_Required work_
Retype all material exactly. Pictures stay out of the copy.

_Stored data_
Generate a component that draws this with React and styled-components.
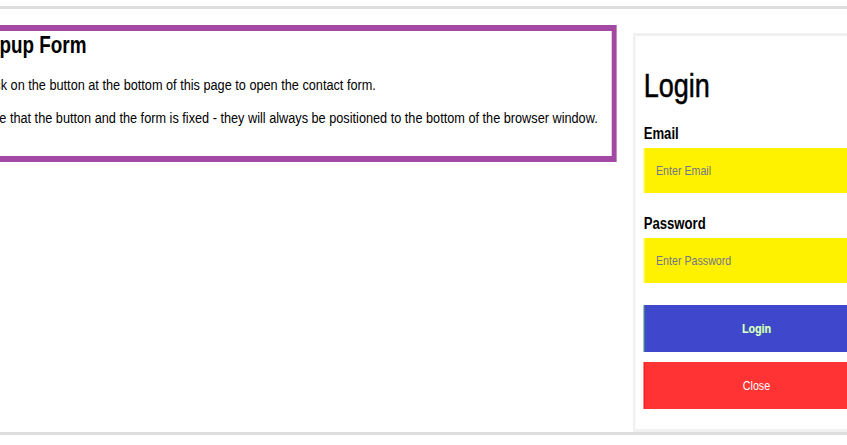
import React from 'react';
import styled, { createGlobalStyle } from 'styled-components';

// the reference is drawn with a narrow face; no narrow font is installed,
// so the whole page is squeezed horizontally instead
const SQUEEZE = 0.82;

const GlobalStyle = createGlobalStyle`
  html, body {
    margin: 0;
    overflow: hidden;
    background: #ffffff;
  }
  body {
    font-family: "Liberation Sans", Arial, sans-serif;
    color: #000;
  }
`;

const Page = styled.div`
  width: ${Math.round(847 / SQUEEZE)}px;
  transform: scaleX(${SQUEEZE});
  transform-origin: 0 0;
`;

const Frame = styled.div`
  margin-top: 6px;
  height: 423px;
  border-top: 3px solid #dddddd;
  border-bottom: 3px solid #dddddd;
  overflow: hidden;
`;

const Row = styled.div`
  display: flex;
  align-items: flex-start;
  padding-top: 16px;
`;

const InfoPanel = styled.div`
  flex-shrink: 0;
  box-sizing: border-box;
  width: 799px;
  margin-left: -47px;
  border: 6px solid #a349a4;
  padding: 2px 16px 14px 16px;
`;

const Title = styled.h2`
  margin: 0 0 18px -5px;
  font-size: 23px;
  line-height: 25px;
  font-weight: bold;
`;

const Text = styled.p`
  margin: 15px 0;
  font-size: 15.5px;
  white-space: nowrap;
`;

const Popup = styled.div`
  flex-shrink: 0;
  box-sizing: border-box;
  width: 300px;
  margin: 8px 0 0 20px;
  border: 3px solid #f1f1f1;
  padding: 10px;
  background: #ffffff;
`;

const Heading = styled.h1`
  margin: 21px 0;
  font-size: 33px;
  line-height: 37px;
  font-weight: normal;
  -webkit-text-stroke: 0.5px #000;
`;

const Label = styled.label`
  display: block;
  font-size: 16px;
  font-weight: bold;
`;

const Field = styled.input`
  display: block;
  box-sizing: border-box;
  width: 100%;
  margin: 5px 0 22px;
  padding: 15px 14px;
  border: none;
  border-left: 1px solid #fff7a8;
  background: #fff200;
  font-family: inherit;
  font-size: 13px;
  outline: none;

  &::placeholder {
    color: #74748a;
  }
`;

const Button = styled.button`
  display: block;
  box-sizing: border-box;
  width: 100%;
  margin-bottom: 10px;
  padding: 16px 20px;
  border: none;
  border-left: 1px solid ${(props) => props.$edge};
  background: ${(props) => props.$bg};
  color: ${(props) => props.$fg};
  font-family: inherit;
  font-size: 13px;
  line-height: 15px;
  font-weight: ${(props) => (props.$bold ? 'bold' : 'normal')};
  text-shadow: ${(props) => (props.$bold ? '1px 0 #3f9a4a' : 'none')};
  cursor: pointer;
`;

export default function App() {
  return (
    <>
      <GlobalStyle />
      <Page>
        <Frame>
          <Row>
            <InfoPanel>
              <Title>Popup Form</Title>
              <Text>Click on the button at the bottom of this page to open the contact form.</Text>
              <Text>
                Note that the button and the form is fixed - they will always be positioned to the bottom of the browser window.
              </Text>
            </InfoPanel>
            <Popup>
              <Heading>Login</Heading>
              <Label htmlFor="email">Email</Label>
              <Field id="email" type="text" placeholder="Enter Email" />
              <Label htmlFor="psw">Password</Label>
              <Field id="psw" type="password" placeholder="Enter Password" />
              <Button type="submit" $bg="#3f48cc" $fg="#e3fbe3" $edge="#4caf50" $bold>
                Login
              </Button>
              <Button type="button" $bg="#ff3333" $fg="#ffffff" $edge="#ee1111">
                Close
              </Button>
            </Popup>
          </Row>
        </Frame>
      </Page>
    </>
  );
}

_Exercise response_
Generate a component that draws this with React and styled-components.
import React from 'react';
import styled, { createGlobalStyle } from 'styled-components';

// the reference is drawn with a narrow face; no narrow font is installed,
// so the whole page is squeezed horizontally instead
const SQUEEZE = 0.82;

const GlobalStyle = createGlobalStyle`
  html, body {
    margin: 0;
    overflow: hidden;
    background: #ffffff;
  }
  body {
    font-family: "Liberation Sans", Arial, sans-serif;
    color: #000;
  }
`;

const Page = styled.div`
  width: ${Math.round(847 / SQUEEZE)}px;
  transform: scaleX(${SQUEEZE});
  transform-origin: 0 0;
`;

const Frame = styled.div`
  margin-top: 6px;
  height: 423px;
  border-top: 3px solid #dddddd;
  border-bottom: 3px solid #dddddd;
  overflow: hidden;
`;

const Row = styled.div`
  display: flex;
  align-items: flex-start;
  padding-top: 16px;
`;

const InfoPanel = styled.div`
  flex-shrink: 0;
  box-sizing: border-box;
  width: 799px;
  margin-left: -47px;
  border: 6px solid #a349a4;
  padding: 2px 16px 14px 16px;
`;

const Title = styled.h2`
  margin: 0 0 18px -5px;
  font-size: 23px;
  line-height: 25px;
  font-weight: bold;
`;

const Text = styled.p`
  margin: 15px 0;
  font-size: 15.5px;
  white-space: nowrap;
`;

const Popup = styled.div`
  flex-shrink: 0;
  box-sizing: border-box;
  width: 300px;
  margin: 8px 0 0 20px;
  border: 3px solid #f1f1f1;
  padding: 10px;
  background: #ffffff;
`;

const Heading = styled.h1`
  margin: 21px 0;
  font-size: 33px;
  line-height: 37px;
  font-weight: normal;
  -webkit-text-stroke: 0.5px #000;
`;

const Label = styled.label`
  display: block;
  font-size: 16px;
  font-weight: bold;
`;

const Field = styled.input`
  display: block;
  box-sizing: border-box;
  width: 100%;
  margin: 5px 0 22px;
  padding: 15px 14px;
  border: none;
  border-left: 1px solid #fff7a8;
  background: #fff200;
  font-family: inherit;
  font-size: 13px;
  outline: none;

  &::placeholder {
    color: #74748a;
  }
`;

const Button = styled.button`
  display: block;
  box-sizing: border-box;
  width: 100%;
  margin-bottom: 10px;
  padding: 16px 20px;
  border: none;
  border-left: 1px solid ${(props) => props.$edge};
  background: ${(props) => props.$bg};
  color: ${(props) => props.$fg};
  font-family: inherit;
  font-size: 13px;
  line-height: 15px;
  font-weight: ${(props) => (props.$bold ? 'bold' : 'normal')};
  text-shadow: ${(props) => (props.$bold ? '1px 0 #3f9a4a' : 'none')};
  cursor: pointer;
`;

export default function App() {
  return (
    <>
      <GlobalStyle />
      <Page>
        <Frame>
          <Row>
            <InfoPanel>
              <Title>Popup Form</Title>
              <Text>Click on the button at the bottom of this page to open the contact form.</Text>
              <Text>
                Note that the button and the form is fixed - they will always be positioned to the bottom of the browser window.
              </Text>
            </InfoPanel>
            <Popup>
              <Heading>Login</Heading>
              <Label htmlFor="email">Email</Label>
              <Field id="email" type="text" placeholder="Enter Email" />
              <Label htmlFor="psw">Password</Label>
              <Field id="psw" type="password" placeholder="Enter Password" />
              <Button type="submit" $bg="#3f48cc" $fg="#e3fbe3" $edge="#4caf50" $bold>
                Login
              </Button>
              <Button type="button" $bg="#ff3333" $fg="#ffffff" $edge="#ee1111">
                Close
              </Button>
            </Popup>
          </Row>
        </Frame>
      </Page>
    </>
  );
}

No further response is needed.